In the same way, the vast majority of thoughts in our head are just the generic entrails of things we’ve picked up along the way in our lives. Nobody really knows exactly where they come from, but they come and go at a remarkable pace and with an arbitrariness that makes hacking the details of your own psychology virtually impossible.
Fortunately, we don’t need to know where thought comes from to navigate our lives effectively. As we see that the only source of our experience is thought in the moment, our interest in the details of those thoughts begins to wane and we wake up to a deeper level of the mind – a universal energy and intelligence at work behind the scenes. Rather than attempt to get better at thinking, we get better at listening. We find the quiet underneath the noise, and through that quiet a steady stream of insight and knowing starts to flow.

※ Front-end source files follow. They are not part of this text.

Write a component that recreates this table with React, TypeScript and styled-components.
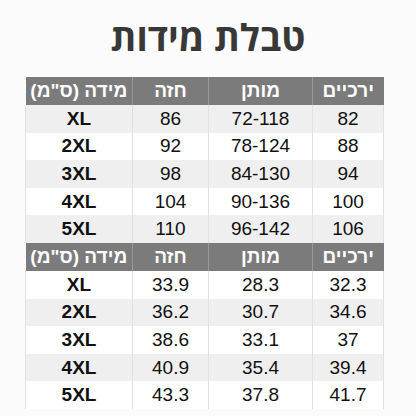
import styled, { createGlobalStyle } from 'styled-components';

type Row = { size: string; chest: string; waist: string; hips: string };

const first: Row[] = [
  { size: 'XL', chest: '86', waist: '72-118', hips: '82' },
  { size: '2XL', chest: '92', waist: '78-124', hips: '88' },
  { size: '3XL', chest: '98', waist: '84-130', hips: '94' },
  { size: '4XL', chest: '104', waist: '90-136', hips: '100' },
  { size: '5XL', chest: '110', waist: '96-142', hips: '106' },
];

const second: Row[] = [
  { size: 'XL', chest: '33.9', waist: '28.3', hips: '32.3' },
  { size: '2XL', chest: '36.2', waist: '30.7', hips: '34.6' },
  { size: '3XL', chest: '38.6', waist: '33.1', hips: '37' },
  { size: '4XL', chest: '40.9', waist: '35.4', hips: '39.4' },
  { size: '5XL', chest: '43.3', waist: '37.8', hips: '41.7' },
];

function SizeTable({ rows, stripeFirst }: { rows: Row[]; stripeFirst: boolean }) {
  return (
    <Table dir="rtl">
      <colgroup>
        <col style={{ width: 71 }} />
        <col style={{ width: 104 }} />
        <col style={{ width: 76 }} />
        <col style={{ width: 107 }} />
      </colgroup>
      <thead>
        <tr>
          <Th>ירכיים</Th>
          <Th>מותן</Th>
          <Th>חזה</Th>
          <Th>מידה (ס"מ)</Th>
        </tr>
      </thead>
      <tbody>
        {rows.map((r, i) => (
          <Tr key={r.size} $gray={(i % 2 === 0) === stripeFirst}>
            <Td>{r.hips}</Td>
            <Td>{r.waist}</Td>
            <Td>{r.chest}</Td>
            <Td $bold>{r.size}</Td>
          </Tr>
        ))}
      </tbody>
    </Table>
  );
}

export default function App() {
  return (
    <>
      <Global />
      <Page>
        <Title>טבלת מידות</Title>
        <Tables>
          <SizeTable rows={first} stripeFirst />
          <SizeTable rows={second} stripeFirst={false} />
        </Tables>
      </Page>
    </>
  );
}

const Global = createGlobalStyle`
  body {
    margin: 0;
    background: #fbfbfb;
    font-family: "Liberation Sans", Arial, sans-serif;
  }
`;

const Page = styled.div`
  width: 416px;
  height: 416px;
  overflow: hidden;
  display: flex;
  flex-direction: column;
  align-items: center;
`;

const Title = styled.h1`
  margin: 16px 0 0;
  font-family: "Open Sans", "DejaVu Sans", sans-serif;
  font-size: 37px;
  line-height: 42px;
  height: 42px;
  font-weight: 700;
  color: #383838;
  direction: rtl;
`;

const Tables = styled.div`
  margin-top: 19px;
  align-self: flex-start;
  margin-left: 25px;
  display: flex;
  flex-direction: column;
`;

const Table = styled.table`
  width: 358px;
  table-layout: fixed;
  border-collapse: collapse;
  background: #fff;
`;

const Th = styled.th`
  height: 28px;
  padding: 0;
  background: #7b7b7b;
  color: #fff;
  font-size: 19px;
  line-height: 22px;
  font-weight: 700;
  text-align: center;
  border-left: 1px solid #9a9a9a;
  &:last-child {
    border-left: none;
  }
`;

const Tr = styled.tr<{ $gray: boolean }>`
  background: ${(p) => (p.$gray ? '#efefef' : '#ffffff')};
`;

const Td = styled.td<{ $bold?: boolean }>`
  height: 27.6px;
  padding: 0;
  text-align: center;
  font-size: 19px;
  line-height: 22px;
  font-weight: ${(p) => (p.$bold ? 700 : 400)};
  color: #111;
  border: 1px solid #e0e0e0;
  border-top: none;
  border-bottom: none;
`;
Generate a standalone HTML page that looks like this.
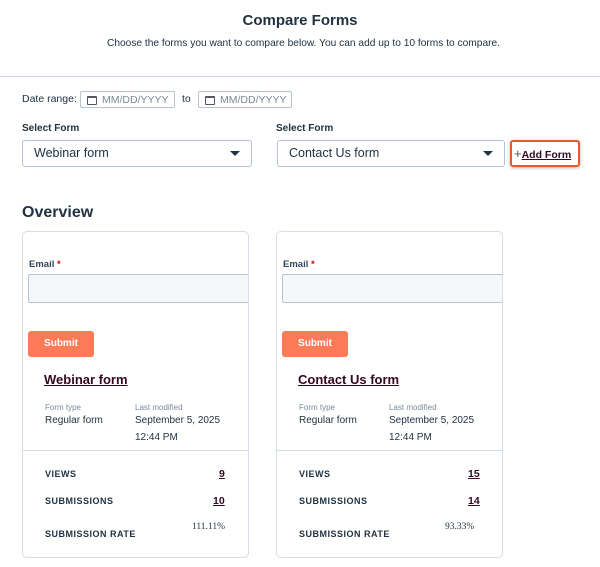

In Trevor’s case, this came with a sense of calm and resilience that meant he didn’t need to sell his company in order to be OK. When we explored other options from this deeper place inside him, he quickly saw a number of alternatives to a short sale. If the offer was above a certain amount, he would take it as a matter of best practice; if it wasn’t, he would continue to evolve and grow the business from a place of well-being and possibility. Less than two months later, he sold the company for a multi-million dollar profit and has moved on to his next project.
The point of this story, at least in the context of today’s musings, is that the transformative conversation was the foundation for the coaching conversation. Before we spoke, he was attempting to solve an inside-out problem (his high levels of chronic stress and anxiety) with an outside-in solution (selling his company at any price). Once he saw the truth of where his experience was coming from and the deeper intelligence available to him when he wasn’t caught up in his own habitual thinking, what to do with his company became a simple matter of common sense.
In that sense, sharing the principles was a means to an end – a way of shifting his foundations to solid ground that would support him in creating more of what he wanted to see manifest in the world.
So what about you – what are you up to in the world? What would you like to be up to? What stops you?